At Belmont Hill, a prep school founded by Harvard professors mainly for their children, Kingman settled for Bs on his report cards. "He had a tremendous brain, but there was so much else he wanted to do," recalls his Latin teacher. He edited the school newspaper, played the First Lord of the Admiralty in H.M.S. Pinafore. A star at debate, he helped beat a loquacious Groton team consisting of Franklin Roosevelt Jr. and William and McGeorge Bundy, taking the affirmative side on "whether capitalism is more conducive to war than socialism."

Deadly Vassar Girls. Kingman spent his summers sailing off Martha's Vineyard, became so skilled that in 1935 and 1937 he scored clean sweeps to win the Prince of Wales Cup in "Acadia"-class international competition in Nova Scotia. He is still an enthusiastic boat man who, notes a friend, "minimizes his tacks by coming closer to the white water than other sailors will" and is co-owner of a 30-ft. ketch, Auriga, with Williams President John Sawyer. Brewster sees a link between sailing and running a university, contends wryly that "there is always the infinite capacity for anticipation at the start and rationalization at the finish."

Before the start of his freshman year at Yale, Brewster asked advice on courses and teachers from a Martha's Vineyard neighbor, Yale History Professor A. Whitney Griswold. It was the start of a long friendship that grew closer when Brewster became chairman of the Yale Daily News, found Griswold a stimulating source of information about the university and a spirited conversationalist on politics. "We had a common sense of the ridiculous and the absurd," Brewster says.

Among the things that Brewster found absurd were Yale's secret societies and fraternities. Rebelliously antiEstablishment, he turned down a tap from Skull and Bones, declined the presidency of Zeta Psi fraternity, and attacked those institutions of privilege in Daily News editorials. He also wrote that Vassar girls are "the world's most deadly bicycle riders" and that girls should not wear slacks: "The women of Wellesley, Smith and Vassar must be deprived of their pants." Foreshadowing his present concerns, he noted that Yale had operated in the red by $133,588 in 1940 and warned: "No institution can long afford to carry a deficit or cut into capital resources."

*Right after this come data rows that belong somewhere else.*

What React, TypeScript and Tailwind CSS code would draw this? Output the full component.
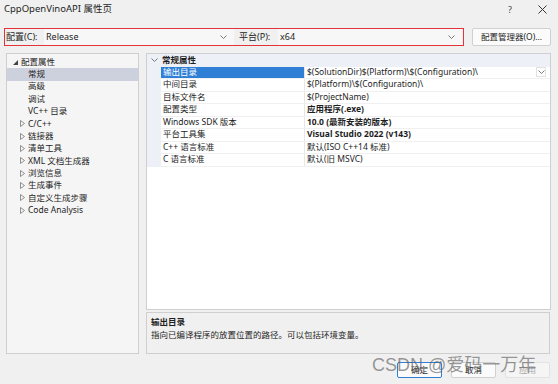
import React from "react"

const font = { fontFamily: '"Noto Sans", "Noto Sans CJK SC", sans-serif' }

const treeChildren = ["常规", "高级", "调试", "VC++ 目录"]
const treeCollapsed = ["C/C++", "链接器", "清单工具", "XML 文档生成器", "浏览信息", "生成事件", "自定义生成步骤", "Code Analysis"]

const props: { name: string; value: string; bold?: boolean }[] = [
  { name: "输出目录", value: "$(SolutionDir)$(Platform)\\$(Configuration)\\" },
  { name: "中间目录", value: "$(Platform)\\$(Configuration)\\" },
  { name: "目标文件名", value: "$(ProjectName)" },
  { name: "配置类型", value: "应用程序(.exe)", bold: true },
  { name: "Windows SDK 版本", value: "10.0 (最新安装的版本)", bold: true },
  { name: "平台工具集", value: "Visual Studio 2022 (v143)", bold: true },
  { name: "C++ 语言标准", value: "默认(ISO C++14 标准)" },
  { name: "C 语言标准", value: "默认(旧 MSVC)" },
]

function Chevron({ className = "" }: { className?: string }) {
  return (
    <svg width="7" height="4" viewBox="0 0 7 4" className={className}>
      <path d="M0.5 0.5 L3.5 3.5 L6.5 0.5" fill="none" stroke="#6b6b6b" strokeWidth="0.9" />
    </svg>
  )
}

function Combo({ label, value, labelW, width }: { label: string; value: string; labelW: string; width: string }) {
  return (
    <div className="flex h-full items-stretch">
      <div className={`flex items-center text-[9px] text-[#1e1e1e] ${labelW}`}>{label}</div>
      <div className={`flex items-center justify-between bg-[#f7f7f7] pl-[2px] pr-[7px] text-[9px] text-[#1e1e1e] ${width}`}>
        <span>{value}</span>
        <Chevron />
      </div>
    </div>
  )
}

export default function App() {
  return (
    <div className="relative h-[384px] w-[558px] overflow-hidden bg-[#f0f0f0] text-[#1e1e1e]" style={font}>
      {/* title */}
      <div className="flex h-[19px] items-center justify-between pl-[4px] pr-[11px]">
        <span className="text-[9.5px]">CppOpenVinoAPI 属性页</span>
        <div className="flex items-center gap-[26px] text-[#444]">
          <span className="text-[9px]">?</span>
          <svg width="9" height="9" viewBox="0 0 9 9">
            <path d="M0.5 0.5 L8.5 8.5 M8.5 0.5 L0.5 8.5" stroke="#333" strokeWidth="1" />
          </svg>
        </div>
      </div>

      {/* config row */}
      <div className="mt-[9px] flex h-[18px] items-stretch pl-[4px]">
        <div className="flex w-[460px] items-stretch border border-[#e5333a]">
          <Combo label="配置(C):" value="Release" labelW="w-[39px] pl-[1px]" width="w-[190px]" />
          <Combo label="平台(P):" value="x64" labelW="w-[44px] pl-[5px]" width="w-[184px]" />
        </div>
        <button className="ml-[8px] flex w-[79px] items-center justify-center rounded-[2px] border border-[#d0d0d0] bg-[#fbfbfb] text-[8.5px] text-[#1e1e1e]">
          配置管理器(O)...
        </button>
      </div>

      {/* main */}
      <div className="mt-[7px] flex h-[301px] pl-[6px]">
        {/* tree */}
        <div className="w-[133px] border border-[#cfcfcf] bg-[#f5f5f5] pt-[2px] text-[8.5px]">
          <div className="flex h-[12.35px] items-center pl-[6px]">
            <svg width="5" height="5" viewBox="0 0 5 5" className="mr-[3px]">
              <path d="M5 0 L5 5 L0 5 Z" fill="#444" />
            </svg>
            <span>配置属性</span>
          </div>
          {treeChildren.map((t, i) => (
            <div key={t} className={`flex h-[12.35px] items-center pl-[21px] ${i === 0 ? "bg-[#cdd1dd]" : ""}`}>
              {t}
            </div>
          ))}
          {treeCollapsed.map((t) => (
            <div key={t} className="flex h-[12.35px] items-center pl-[13px]">
              <svg width="5" height="7" viewBox="0 0 5 7" className="mr-[3px]">
                <path d="M0.5 0.5 L4.5 3.5 L0.5 6.5 Z" fill="none" stroke="#777" strokeWidth="0.8" />
              </svg>
              <span>{t}</span>
            </div>
          ))}
        </div>

        {/* right column */}
        <div className="ml-[7px] flex w-[405px] flex-col">
          <div className="h-[257px] border border-[#cfcfcf] bg-white text-[8.5px]">
            <div className="flex h-[12.5px] items-center bg-[#edf1f7]">
              <div className="flex w-[15px] justify-center">
                <Chevron />
              </div>
              <span className="font-bold">常规属性</span>
            </div>
            <div className="flex">
              <div className="w-[14px] bg-[#edf1f7]" />
              <div className="flex-1">
                {props.map((p, i) => (
                  <div key={p.name} className="flex h-[12.5px] border-b border-[#f0f0f0]">
                    <div
                      className={`flex w-[144px] items-center border-r border-[#e6e6e6] pl-[2px] ${i === 0 ? "bg-[#2f7fd6] text-white" : ""}`}
                    >
                      {p.name}
                    </div>
                    <div className={`flex flex-1 items-center justify-between pl-[2px] pr-[4px] ${p.bold ? "font-bold" : ""}`}>
                      <span>{p.value}</span>
                      {i === 0 && (
                        <div className="flex h-[10px] w-[10px] items-center justify-center border border-[#e2e2e2]">
                          <Chevron />
                        </div>
                      )}
                    </div>
                  </div>
                ))}
              </div>
            </div>
          </div>

          <div className="mt-[2px] h-[42px] w-[404px] border border-[#cfcfcf] bg-[#f0f0f0] px-[4px] pt-[2px] text-[8.5px]">
            <div className="font-bold leading-[13px]">输出目录</div>
            <div className="leading-[13px]">指向已编译程序的放置位置的路径。可以包括环境变量。</div>
          </div>
        </div>
      </div>

      {/* buttons */}
      <div className="mt-[8px] flex h-[16px] justify-end gap-[9px] pr-[8px] text-[8.5px]">
        <button className="w-[45px] rounded-[2px] border border-[#2f7fd6] bg-[#fbfbfb]">确定</button>
        <button className="w-[45px] rounded-[2px] border border-[#d0d0d0] bg-[#fbfbfb]">取消</button>
        <button className="w-[45px] rounded-[2px] border border-[#e2e2e2] bg-[#f5f5f5] text-[#a8a8a8]">应用</button>
      </div>

      {/* watermark */}
      <div
        className="pointer-events-none absolute left-[372px] top-[354px] whitespace-nowrap text-[18px] leading-[22px] text-[#555]/60"
        style={{ fontFamily: '"Liberation Sans", "Noto Sans CJK SC", sans-serif' }}
      >
        CSDN @爱码一万年
      </div>
    </div>
  )
}
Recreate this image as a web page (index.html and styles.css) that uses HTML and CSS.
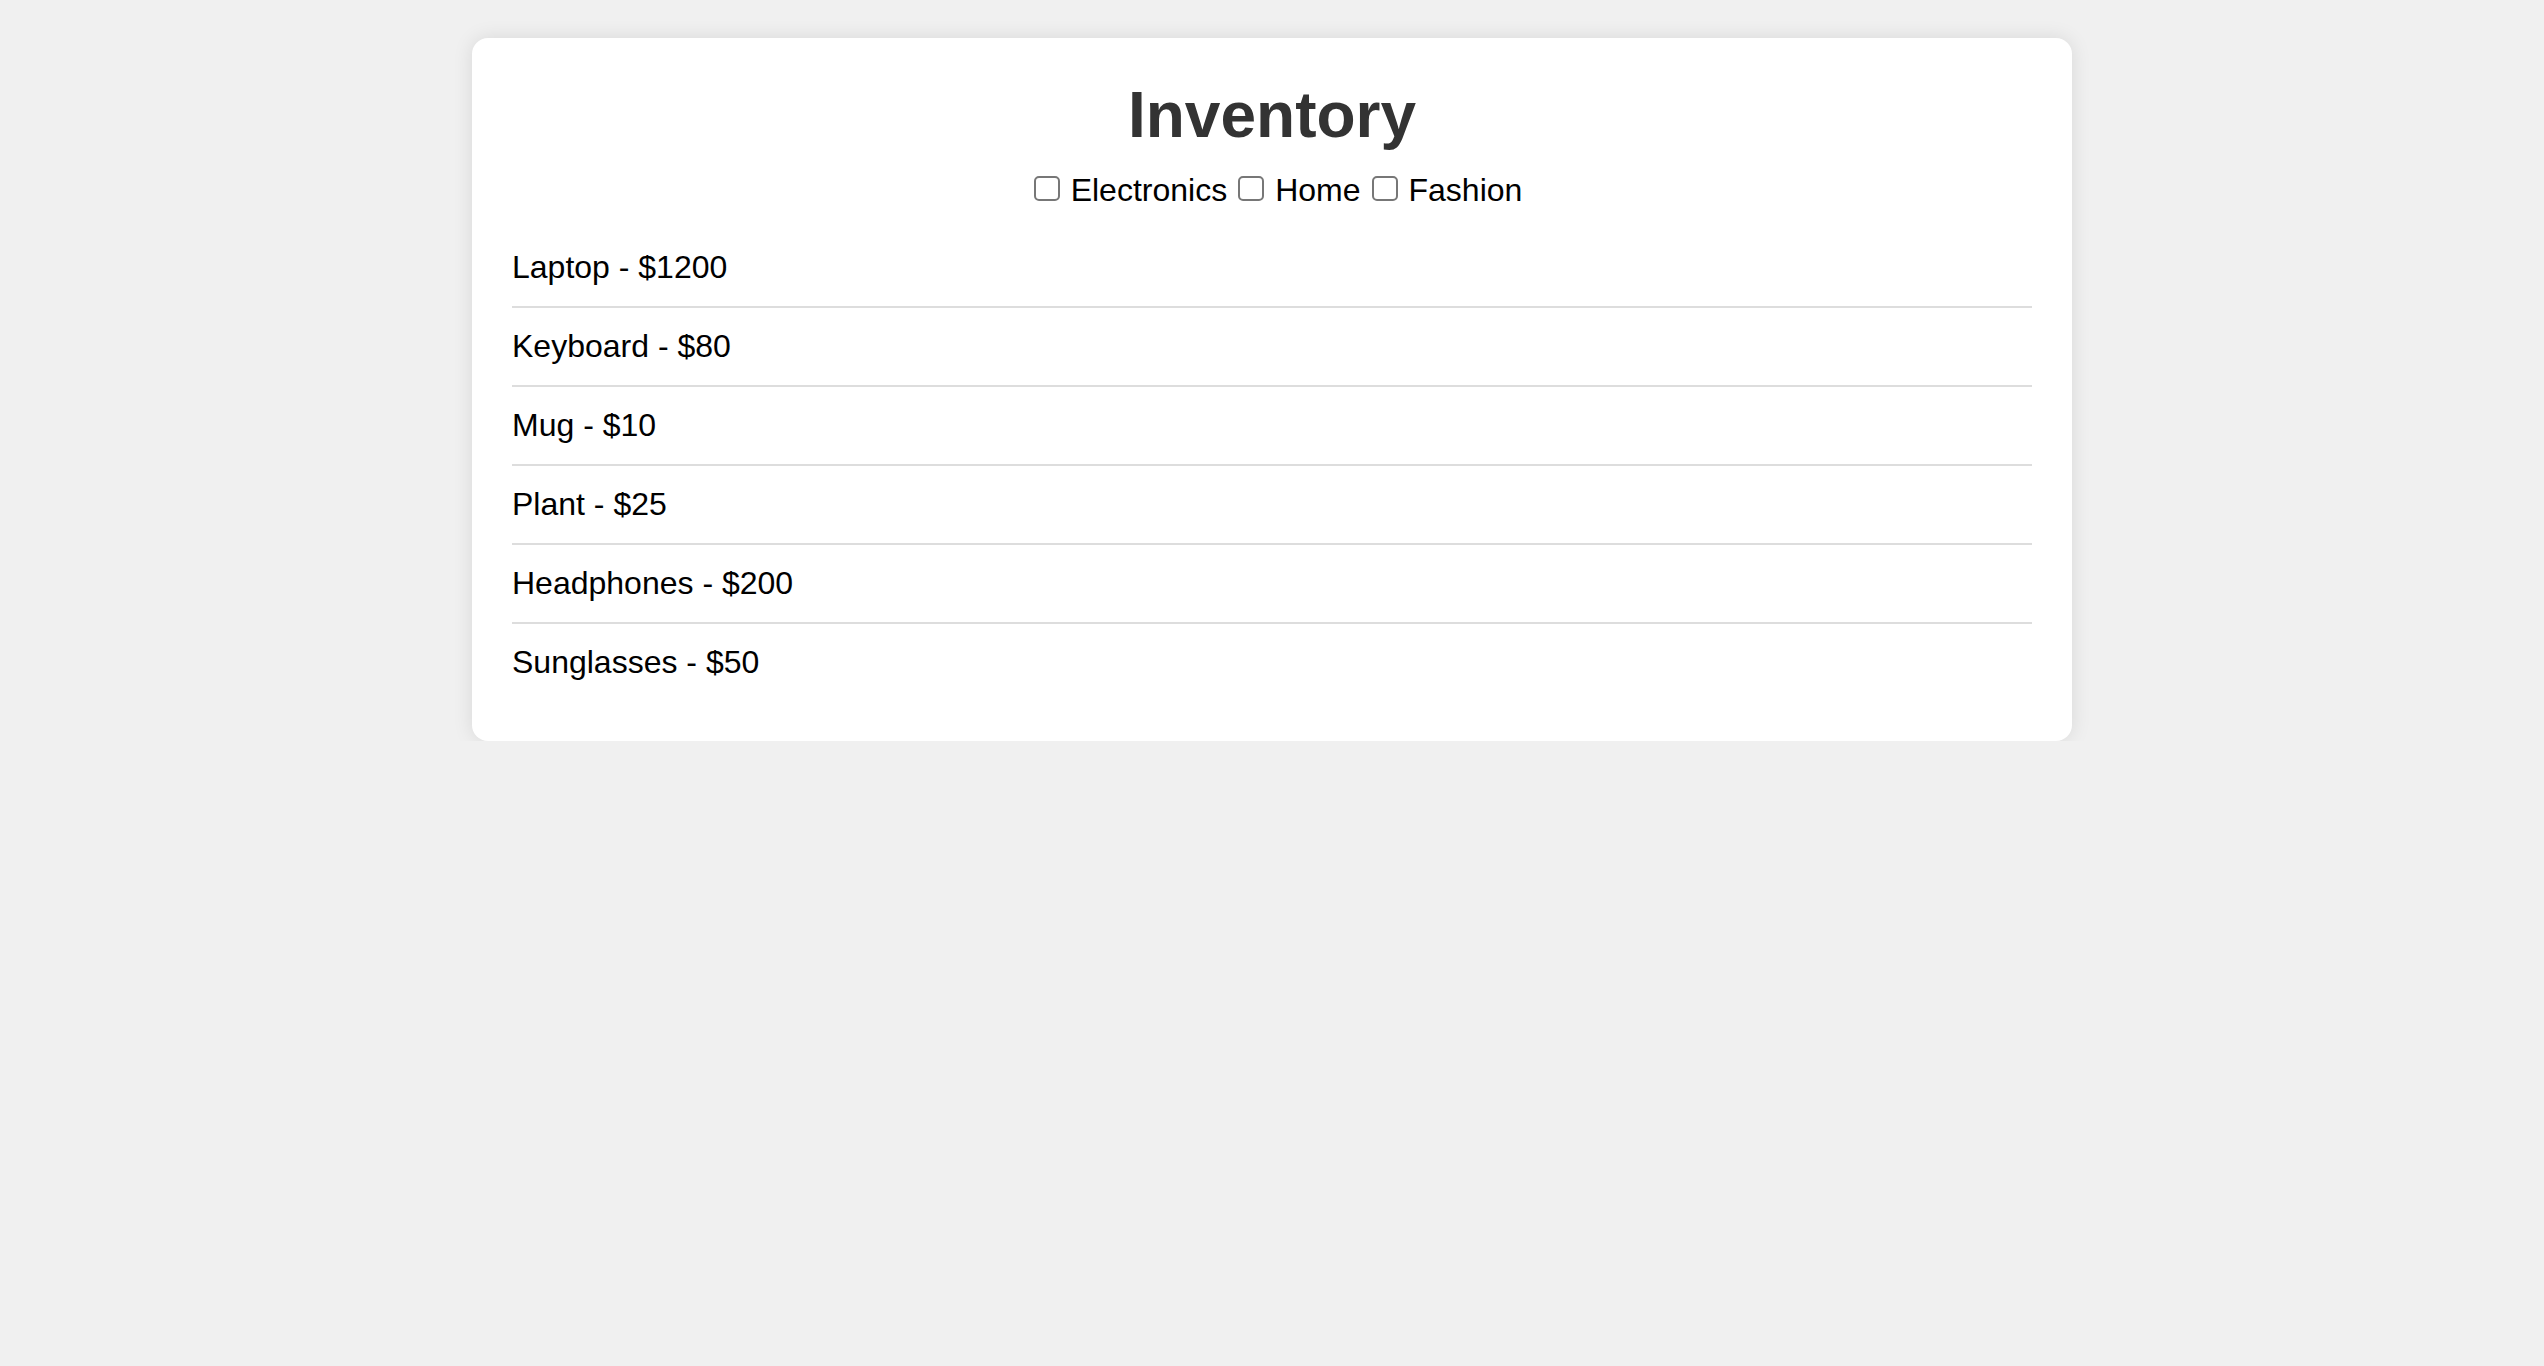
FILE: index.html
```html
<!DOCTYPE html>
<html lang="en">
<head>
<meta charset="utf-8">
<title>Inventory</title>
<link rel="stylesheet" href="styles.css">
</head>
<body>
<div class="card">
  <h1 class="title">Inventory</h1>
  <div class="filters">
    <label class="filter"><input type="checkbox" class="check">Electronics</label>
    <label class="filter"><input type="checkbox" class="check">Home</label>
    <label class="filter"><input type="checkbox" class="check">Fashion</label>
  </div>
  <ul class="items">
    <li class="item">Laptop - $1200</li>
    <li class="item">Keyboard - $80</li>
    <li class="item">Mug - $10</li>
    <li class="item">Plant - $25</li>
    <li class="item">Headphones - $200</li>
    <li class="item">Sunglasses - $50</li>
  </ul>
</div>
</body>
</html>
```

FILE: styles.css
```css
html, body {
  margin: 0;
  padding: 0;
}
body {
  background: #f0f0f0;
  font-family: "Liberation Sans", Arial, sans-serif;
  font-size: 32px;
  color: #000;
  padding-top: 38px;
}
.card {
  box-sizing: border-box;
  width: 1600px;
  margin: 0 auto;
  background: #fff;
  border-radius: 16px;
  box-shadow: 0 0 20px rgba(0, 0, 0, 0.1);
  padding: 40px;
}
.title {
  margin: 0 0 20px;
  text-align: center;
  font-size: 64px;
  font-weight: bold;
  color: #333;
}
.filters {
  display: flex;
  justify-content: center;
  align-items: baseline;
  gap: 11px;
  margin-bottom: 20px;
  padding-left: 12px;
}
.filter {
  display: inline-flex;
  align-items: baseline;
  gap: 11px;
  font-size: 32px;
}
.check {
  -webkit-appearance: none;
  appearance: none;
  box-sizing: border-box;
  width: 26px;
  height: 25px;
  margin: 0;
  border: 2px solid #777;
  border-radius: 5px;
  background: #fff;
}
.items {
  list-style: none;
  margin: 0;
  padding: 0;
}
.item {
  padding: 20px 0;
  border-bottom: 2px solid #ddd;
}
.item:last-child {
  border-bottom: none;
}
```
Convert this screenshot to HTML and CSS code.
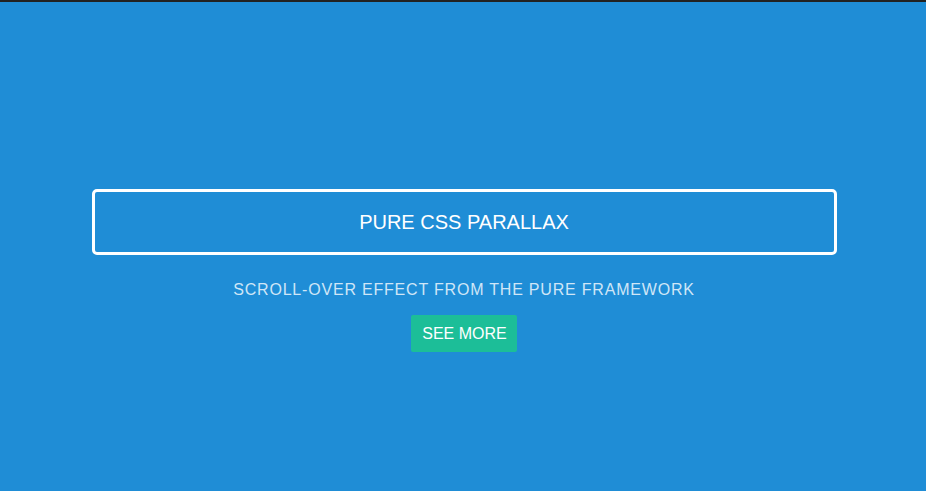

Without Fair Hearing. Brewster also became deeply interested in politics. He opposed U.S. entry into World War II, joined the isolationist America First movement, even testified before a congressional committee against U.S. aid to Britain. He also argued—as some of his New Left students do today—that students should be permitted to attend peace rallies. Looking back, Brewster sees his position as defensible at the time, since, he thought, F.D.R. was pushing the U.S. toward war without a "fair hearing and popular debate."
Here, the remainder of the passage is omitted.